TASK BRIEF >> Examine the material below. Gather every line in which the string "this" appears.

===== DATASET RECORDS

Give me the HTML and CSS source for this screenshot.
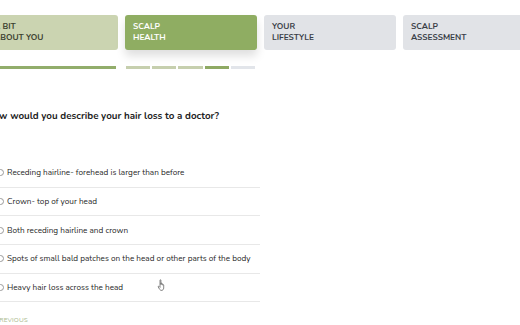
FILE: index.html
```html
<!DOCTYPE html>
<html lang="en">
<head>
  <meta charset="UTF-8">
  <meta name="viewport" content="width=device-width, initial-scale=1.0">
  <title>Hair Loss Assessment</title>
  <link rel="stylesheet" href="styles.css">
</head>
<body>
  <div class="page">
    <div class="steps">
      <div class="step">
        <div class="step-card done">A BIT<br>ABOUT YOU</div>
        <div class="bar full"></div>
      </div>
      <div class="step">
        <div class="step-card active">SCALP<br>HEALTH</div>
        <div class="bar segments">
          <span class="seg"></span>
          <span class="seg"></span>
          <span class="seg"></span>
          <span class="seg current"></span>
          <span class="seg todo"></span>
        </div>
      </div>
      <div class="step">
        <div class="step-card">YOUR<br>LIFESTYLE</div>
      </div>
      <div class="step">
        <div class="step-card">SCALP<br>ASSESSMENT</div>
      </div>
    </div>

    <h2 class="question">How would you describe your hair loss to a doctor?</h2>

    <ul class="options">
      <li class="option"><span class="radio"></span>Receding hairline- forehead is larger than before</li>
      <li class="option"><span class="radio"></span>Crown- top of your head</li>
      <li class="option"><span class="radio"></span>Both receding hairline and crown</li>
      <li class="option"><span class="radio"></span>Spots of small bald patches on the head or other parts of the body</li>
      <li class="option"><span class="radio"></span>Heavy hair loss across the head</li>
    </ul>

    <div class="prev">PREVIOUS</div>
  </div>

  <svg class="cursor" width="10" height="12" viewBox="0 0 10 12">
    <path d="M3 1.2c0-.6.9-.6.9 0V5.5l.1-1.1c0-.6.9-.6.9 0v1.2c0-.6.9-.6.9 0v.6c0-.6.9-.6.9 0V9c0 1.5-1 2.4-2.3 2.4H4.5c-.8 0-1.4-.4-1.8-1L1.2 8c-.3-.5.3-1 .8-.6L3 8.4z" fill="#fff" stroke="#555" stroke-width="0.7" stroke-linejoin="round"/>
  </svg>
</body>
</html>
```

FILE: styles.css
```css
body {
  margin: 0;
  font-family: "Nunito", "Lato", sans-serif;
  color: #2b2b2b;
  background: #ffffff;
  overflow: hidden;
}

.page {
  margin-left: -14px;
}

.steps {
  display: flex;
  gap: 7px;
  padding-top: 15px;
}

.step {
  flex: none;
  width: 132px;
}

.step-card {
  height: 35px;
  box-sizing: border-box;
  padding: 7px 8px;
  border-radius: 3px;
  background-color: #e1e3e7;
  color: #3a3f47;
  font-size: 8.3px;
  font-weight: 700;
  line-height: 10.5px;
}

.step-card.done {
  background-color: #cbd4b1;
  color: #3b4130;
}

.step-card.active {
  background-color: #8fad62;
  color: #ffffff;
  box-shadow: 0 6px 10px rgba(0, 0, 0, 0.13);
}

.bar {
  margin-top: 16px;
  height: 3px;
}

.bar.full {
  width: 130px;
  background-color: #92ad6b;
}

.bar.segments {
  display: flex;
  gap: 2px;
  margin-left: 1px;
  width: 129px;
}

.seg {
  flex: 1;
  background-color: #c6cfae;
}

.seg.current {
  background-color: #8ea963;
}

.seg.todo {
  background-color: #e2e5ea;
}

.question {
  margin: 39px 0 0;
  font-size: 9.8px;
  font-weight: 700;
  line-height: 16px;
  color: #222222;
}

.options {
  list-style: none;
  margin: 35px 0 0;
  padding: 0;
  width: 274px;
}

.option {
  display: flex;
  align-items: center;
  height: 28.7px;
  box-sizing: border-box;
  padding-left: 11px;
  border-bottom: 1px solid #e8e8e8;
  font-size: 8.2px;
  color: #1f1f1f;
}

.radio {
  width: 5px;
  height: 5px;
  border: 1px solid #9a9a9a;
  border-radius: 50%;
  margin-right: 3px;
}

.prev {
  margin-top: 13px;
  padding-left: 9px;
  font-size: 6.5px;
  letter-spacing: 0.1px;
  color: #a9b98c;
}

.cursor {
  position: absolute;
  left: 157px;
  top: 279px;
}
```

==========
===== DATASET RECORDS

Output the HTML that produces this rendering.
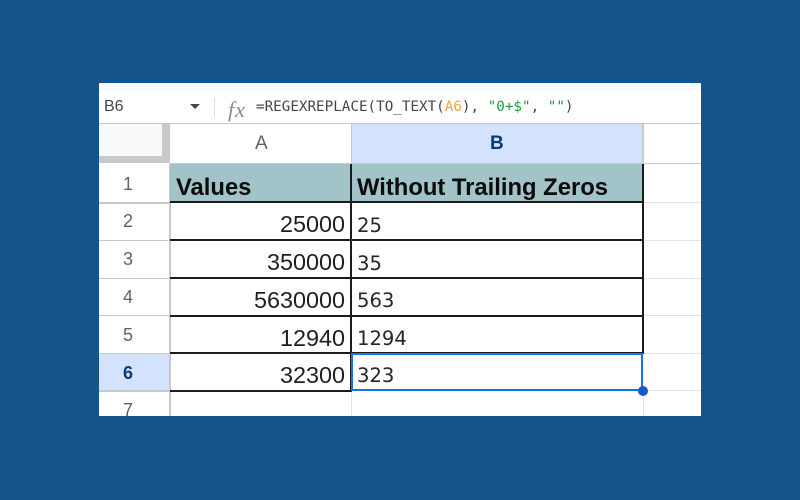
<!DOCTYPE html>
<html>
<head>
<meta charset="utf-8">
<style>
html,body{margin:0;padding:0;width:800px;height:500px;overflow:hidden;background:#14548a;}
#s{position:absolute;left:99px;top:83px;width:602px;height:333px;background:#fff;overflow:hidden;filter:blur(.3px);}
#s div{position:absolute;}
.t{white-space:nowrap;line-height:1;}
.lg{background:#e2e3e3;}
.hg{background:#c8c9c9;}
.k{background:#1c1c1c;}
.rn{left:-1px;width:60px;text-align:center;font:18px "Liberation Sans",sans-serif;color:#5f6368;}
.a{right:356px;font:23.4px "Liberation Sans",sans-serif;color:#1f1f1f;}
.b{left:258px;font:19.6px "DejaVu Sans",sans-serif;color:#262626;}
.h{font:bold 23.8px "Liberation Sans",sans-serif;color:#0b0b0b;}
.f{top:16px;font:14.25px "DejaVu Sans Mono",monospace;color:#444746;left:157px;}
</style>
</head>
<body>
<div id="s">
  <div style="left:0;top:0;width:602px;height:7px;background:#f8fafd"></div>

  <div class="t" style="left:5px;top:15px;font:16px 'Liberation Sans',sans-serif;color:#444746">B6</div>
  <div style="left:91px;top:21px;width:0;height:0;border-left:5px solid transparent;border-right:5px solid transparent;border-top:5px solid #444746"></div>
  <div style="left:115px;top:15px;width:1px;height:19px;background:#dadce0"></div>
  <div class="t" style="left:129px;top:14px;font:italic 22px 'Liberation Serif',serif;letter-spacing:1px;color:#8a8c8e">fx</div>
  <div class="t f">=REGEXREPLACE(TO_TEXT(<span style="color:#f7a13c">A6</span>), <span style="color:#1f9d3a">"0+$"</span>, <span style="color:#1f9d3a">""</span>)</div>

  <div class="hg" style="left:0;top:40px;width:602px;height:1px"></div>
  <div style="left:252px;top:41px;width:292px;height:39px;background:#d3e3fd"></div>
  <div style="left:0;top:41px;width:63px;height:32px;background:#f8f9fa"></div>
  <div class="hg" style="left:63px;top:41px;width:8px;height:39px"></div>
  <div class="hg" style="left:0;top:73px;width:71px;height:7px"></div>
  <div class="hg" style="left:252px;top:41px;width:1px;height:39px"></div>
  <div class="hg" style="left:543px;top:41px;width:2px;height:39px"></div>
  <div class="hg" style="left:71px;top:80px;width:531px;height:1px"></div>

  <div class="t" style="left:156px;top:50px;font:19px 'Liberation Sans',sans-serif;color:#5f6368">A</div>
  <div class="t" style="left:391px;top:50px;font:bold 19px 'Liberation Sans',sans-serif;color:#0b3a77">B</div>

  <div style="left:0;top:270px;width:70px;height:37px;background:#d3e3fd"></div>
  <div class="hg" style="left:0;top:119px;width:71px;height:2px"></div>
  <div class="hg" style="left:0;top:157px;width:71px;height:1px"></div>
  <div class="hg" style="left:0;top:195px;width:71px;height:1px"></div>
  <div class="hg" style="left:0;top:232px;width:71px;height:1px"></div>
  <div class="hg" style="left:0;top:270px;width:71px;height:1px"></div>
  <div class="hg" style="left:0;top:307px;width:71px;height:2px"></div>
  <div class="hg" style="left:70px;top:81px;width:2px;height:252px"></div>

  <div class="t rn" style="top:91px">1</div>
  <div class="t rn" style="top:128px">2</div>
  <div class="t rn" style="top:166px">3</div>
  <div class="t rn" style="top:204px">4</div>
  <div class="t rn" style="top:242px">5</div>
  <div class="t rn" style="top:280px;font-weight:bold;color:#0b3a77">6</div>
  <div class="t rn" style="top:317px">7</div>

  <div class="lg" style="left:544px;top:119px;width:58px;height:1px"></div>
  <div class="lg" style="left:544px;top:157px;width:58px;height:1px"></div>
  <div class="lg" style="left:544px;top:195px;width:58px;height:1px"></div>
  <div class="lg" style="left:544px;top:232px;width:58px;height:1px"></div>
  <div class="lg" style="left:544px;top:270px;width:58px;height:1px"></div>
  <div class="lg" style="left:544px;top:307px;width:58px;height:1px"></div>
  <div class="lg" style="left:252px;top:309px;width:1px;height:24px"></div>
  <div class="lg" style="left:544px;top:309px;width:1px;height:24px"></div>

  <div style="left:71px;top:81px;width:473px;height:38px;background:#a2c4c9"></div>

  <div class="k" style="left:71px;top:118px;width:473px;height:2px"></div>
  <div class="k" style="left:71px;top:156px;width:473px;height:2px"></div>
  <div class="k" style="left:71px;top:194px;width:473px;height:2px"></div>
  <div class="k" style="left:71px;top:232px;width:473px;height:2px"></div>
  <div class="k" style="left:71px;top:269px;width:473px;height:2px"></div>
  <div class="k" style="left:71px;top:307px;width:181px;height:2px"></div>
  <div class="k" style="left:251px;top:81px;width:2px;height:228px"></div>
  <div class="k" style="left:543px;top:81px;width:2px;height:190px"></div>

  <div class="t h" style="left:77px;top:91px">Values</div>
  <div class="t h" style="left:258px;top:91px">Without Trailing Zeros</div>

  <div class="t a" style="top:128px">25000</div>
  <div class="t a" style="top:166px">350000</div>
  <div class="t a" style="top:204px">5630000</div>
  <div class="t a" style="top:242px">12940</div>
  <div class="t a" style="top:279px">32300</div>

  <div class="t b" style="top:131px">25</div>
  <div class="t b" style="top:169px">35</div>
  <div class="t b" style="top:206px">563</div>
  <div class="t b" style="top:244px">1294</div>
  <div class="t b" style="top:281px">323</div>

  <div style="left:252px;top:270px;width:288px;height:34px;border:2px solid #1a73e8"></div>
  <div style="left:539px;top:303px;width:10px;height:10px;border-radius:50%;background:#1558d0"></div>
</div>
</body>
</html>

==========

ANSWER IN FULL >>
Give me the HTML and CSS source for this screenshot.
Output the HTML that produces this rendering.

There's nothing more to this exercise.